For quite some time, the media have been reporting on college students who graduate with debt looming over their shoulders.
Most college students have more to worry about than just finishing school. That’s because six months after graduation, lenders come knocking on their doors, demanding that they be repaid, regardless of the recent graduate’s job situation.
With unemployment continuing to rise — in September, Florida stood at 6.6 percent, up from 4.2 percent in September 2007, according to the U.S. Department of Labor — many may be reluctant to take out student loans. Couple this with the nation’s credit crunch, and students may not be able to get the loans they need even if they’re willing to face a highly competitive job market.

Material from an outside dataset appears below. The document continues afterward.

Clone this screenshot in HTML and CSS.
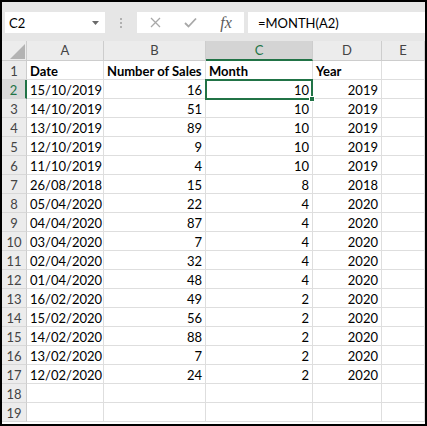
FILE: index.html
```html
<!DOCTYPE html>
<html>
<head>
<meta charset="utf-8">
<link rel="stylesheet" href="styles.css">
</head>
<body>
<div class="frame">
  <div class="toolbar">
    <div class="namebox">
      <span class="nb-text">C2</span>
      <svg class="nb-arrow" width="7" height="4" viewBox="0 0 7 4"><polygon points="0,0 7,0 3.5,4" fill="#6a6a6a"/></svg>
    </div>
    <div class="dots"><span></span><span></span><span></span></div>
    <div class="fxbox">
      <div class="fxbtn">
        <svg width="11" height="11" viewBox="0 0 11 11"><path d="M1 1 L10 10 M10 1 L1 10" stroke="#a8a8a8" stroke-width="1.3" fill="none"/></svg>
      </div>
      <div class="fxbtn">
        <svg width="13" height="11" viewBox="0 0 13 11"><path d="M1 6 L4.5 9.5 L12 1.5" stroke="#a8a8a8" stroke-width="1.8" fill="none"/></svg>
      </div>
      <div class="fxbtn"><span class="fx">fx</span></div>
    </div>
    <div class="formula">=MONTH(A2)</div>
  </div>

  <div class="sheet">
    <div class="row head">
      <div class="corner"><svg width="15" height="15" viewBox="0 0 15 15"><polygon points="15,0 15,15 0,15" fill="#b3b3b3"/></svg></div>
      <div class="ch">A</div><div class="ch">B</div><div class="ch csel">C</div><div class="ch">D</div><div class="ch">E</div>
    </div>
    <div class="row"><div class="rh">1</div><div class="c b">Date</div><div class="c b">Number of Sales</div><div class="c b">Month</div><div class="c b">Year</div><div class="c"></div></div>
    <div class="row"><div class="rh rsel">2</div><div class="c">15/10/2019</div><div class="c n">16</div><div class="c n sel">10<span class="selbox"><span class="handle"></span></span></div><div class="c n">2019</div><div class="c"></div></div>
    <div class="row"><div class="rh">3</div><div class="c">14/10/2019</div><div class="c n">51</div><div class="c n">10</div><div class="c n">2019</div><div class="c"></div></div>
    <div class="row"><div class="rh">4</div><div class="c">13/10/2019</div><div class="c n">89</div><div class="c n">10</div><div class="c n">2019</div><div class="c"></div></div>
    <div class="row"><div class="rh">5</div><div class="c">12/10/2019</div><div class="c n">9</div><div class="c n">10</div><div class="c n">2019</div><div class="c"></div></div>
    <div class="row"><div class="rh">6</div><div class="c">11/10/2019</div><div class="c n">4</div><div class="c n">10</div><div class="c n">2019</div><div class="c"></div></div>
    <div class="row"><div class="rh">7</div><div class="c">26/08/2018</div><div class="c n">15</div><div class="c n">8</div><div class="c n">2018</div><div class="c"></div></div>
    <div class="row"><div class="rh">8</div><div class="c">05/04/2020</div><div class="c n">22</div><div class="c n">4</div><div class="c n">2020</div><div class="c"></div></div>
    <div class="row"><div class="rh">9</div><div class="c">04/04/2020</div><div class="c n">87</div><div class="c n">4</div><div class="c n">2020</div><div class="c"></div></div>
    <div class="row"><div class="rh">10</div><div class="c">03/04/2020</div><div class="c n">7</div><div class="c n">4</div><div class="c n">2020</div><div class="c"></div></div>
    <div class="row"><div class="rh">11</div><div class="c">02/04/2020</div><div class="c n">32</div><div class="c n">4</div><div class="c n">2020</div><div class="c"></div></div>
    <div class="row"><div class="rh">12</div><div class="c">01/04/2020</div><div class="c n">48</div><div class="c n">4</div><div class="c n">2020</div><div class="c"></div></div>
    <div class="row"><div class="rh">13</div><div class="c">16/02/2020</div><div class="c n">49</div><div class="c n">2</div><div class="c n">2020</div><div class="c"></div></div>
    <div class="row"><div class="rh">14</div><div class="c">15/02/2020</div><div class="c n">56</div><div class="c n">2</div><div class="c n">2020</div><div class="c"></div></div>
    <div class="row"><div class="rh">15</div><div class="c">14/02/2020</div><div class="c n">88</div><div class="c n">2</div><div class="c n">2020</div><div class="c"></div></div>
    <div class="row"><div class="rh">16</div><div class="c">13/02/2020</div><div class="c n">7</div><div class="c n">2</div><div class="c n">2020</div><div class="c"></div></div>
    <div class="row"><div class="rh">17</div><div class="c">12/02/2020</div><div class="c n">24</div><div class="c n">2</div><div class="c n">2020</div><div class="c"></div></div>
    <div class="row"><div class="rh">18</div><div class="c"></div><div class="c"></div><div class="c"></div><div class="c"></div><div class="c"></div></div>
    <div class="row"><div class="rh">19</div><div class="c"></div><div class="c"></div><div class="c"></div><div class="c"></div><div class="c"></div></div>
  </div>
</div>
</body>
</html>
```
FILE: styles.css
```css
* { box-sizing: border-box; }
html, body { margin: 0; padding: 0; background: #000; }
body { font-family: "Lato", "Liberation Sans", sans-serif; font-size: 13px; color: #000; }

.frame {
  width: 427px;
  height: 426px;
  border: 2px solid #000;
  background: #fff;
  overflow: hidden;
}

/* toolbar / formula bar */
.toolbar {
  height: 39px;
  background: #e6e6e6;
  display: flex;
  align-items: flex-start;
  padding-top: 10px;
  padding-left: 3px;
}
.namebox {
  width: 100px;
  height: 21px;
  background: #fff;
  display: flex;
  align-items: center;
  justify-content: space-between;
  padding: 0 6px 0 4px;
  font-size: 13px;
}
.nb-arrow { display: block; }
.dots {
  width: 32px;
  height: 21px;
  display: flex;
  flex-direction: column;
  align-items: center;
  justify-content: center;
  gap: 2px;
}
.dots span {
  width: 2px;
  height: 2px;
  background: #b0b0b0;
  display: block;
}
.fxbox {
  width: 107px;
  height: 21px;
  background: #fff;
  display: flex;
  padding-left: 1px;
}
.fxbtn {
  width: 35px;
  display: flex;
  align-items: center;
  justify-content: center;
}
.fxbtn svg { display: block; }
.fx {
  font-family: "Liberation Serif", serif;
  font-style: italic;
  font-size: 16px;
  color: #5a5a5a;
  line-height: 1;
  margin-left: 1px;
}
.formula {
  flex: 1;
  height: 21px;
  margin-left: 4px;
  background: #fff;
  display: flex;
  align-items: center;
  padding-left: 10px;
  font-size: 13px;
}

/* sheet grid */
.row {
  display: grid;
  grid-template-columns: 25px 77px 102px 107px 69px 1fr;
  height: 19px;
}
.row.head { height: 20px; }

.corner, .ch, .rh {
  background: #ececec;
  color: #444;
  border-right: 1px solid #cdcdcd;
  border-bottom: 1px solid #cdcdcd;
}
.corner {
  display: flex;
  align-items: flex-end;
  justify-content: flex-end;
  padding: 0 1px 1px 0;
}
.corner svg { display: block; }
.ch {
  display: flex;
  align-items: flex-end;
  justify-content: center;
  line-height: 16px;
  font-size: 13px;
  padding-bottom: 2px;
}
.ch.csel {
  background: #d4d4d4;
  color: #217346;
  border-bottom: 2px solid #217346;
  padding-bottom: 1px;
}
.rh {
  display: flex;
  align-items: flex-end;
  justify-content: center;
  line-height: 16px;
  font-size: 13px;
  border-bottom-color: #d8d8d8;
}
.rh.rsel {
  background: #d9d9d9;
  color: #217346;
  border-right: 2px solid #217346;
}

.c {
  border-right: 1px solid #dedede;
  border-bottom: 1px solid #dedede;
  display: flex;
  align-items: flex-end;
  padding: 0 3px;
  line-height: 16px;
  white-space: nowrap;
  overflow: hidden;
}
.c.n { justify-content: flex-end; }
.c.b { font-weight: 700; }

.c.sel {
  position: relative;
  overflow: visible;
}
.selbox {
  position: absolute;
  top: -1px;
  left: -1px;
  right: -1px;
  bottom: -2px;
  border: 2px solid #217346;
  z-index: 2;
}
.handle {
  position: absolute;
  right: -4px;
  bottom: -4px;
  width: 6px;
  height: 6px;
  background: #217346;
  border: 1px solid #fff;
}
```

Universities are well aware of the problem. That’s why offices of financial aid have financial advisers for students. These advisers stress that students should only borrow what is needed and keep in mind that the debt will have to be repaid.
USA Today reports that the average college student owes $22,000 after graduating with an undergraduate degree. And yet, not much has been done to reach a solution to help students.
Well, until now.
Princeton, Harvard and Tufts University are looking into ways to lessen the blow for students by introducing programs that will waive some of the financial burden acquired during an academic career.
Tufts, for example, has a loan-forgiveness program that will absolve all student-loan debt for anyone who graduated after October 2007 and works for the government or a nonprofit organization for at least 10 years, according to USA Today.
Harvard Law School is looking into waiving one year of tuition for third-year students who commit to five years of work for the government or nonprofits, while Princeton has eight students who are pursuing a free master’s degree in exchange for a commitment to two years of government work.
Though it is understandable that budget cuts and an impending recession are affecting access to education and it’s impossible to give everyone a free education, these actions are steps in the right direction.
Despite budget cuts, USF can attempt a similar approach by presenting endowment donors with a program that will help individual students. Donors would have more direct impact, while students would return the favor to the community through their service.
It’s commendable for institutions that are held in such high regard to look into ways that not only encourage students to seek jobs in governmental fields, but also facilitate education.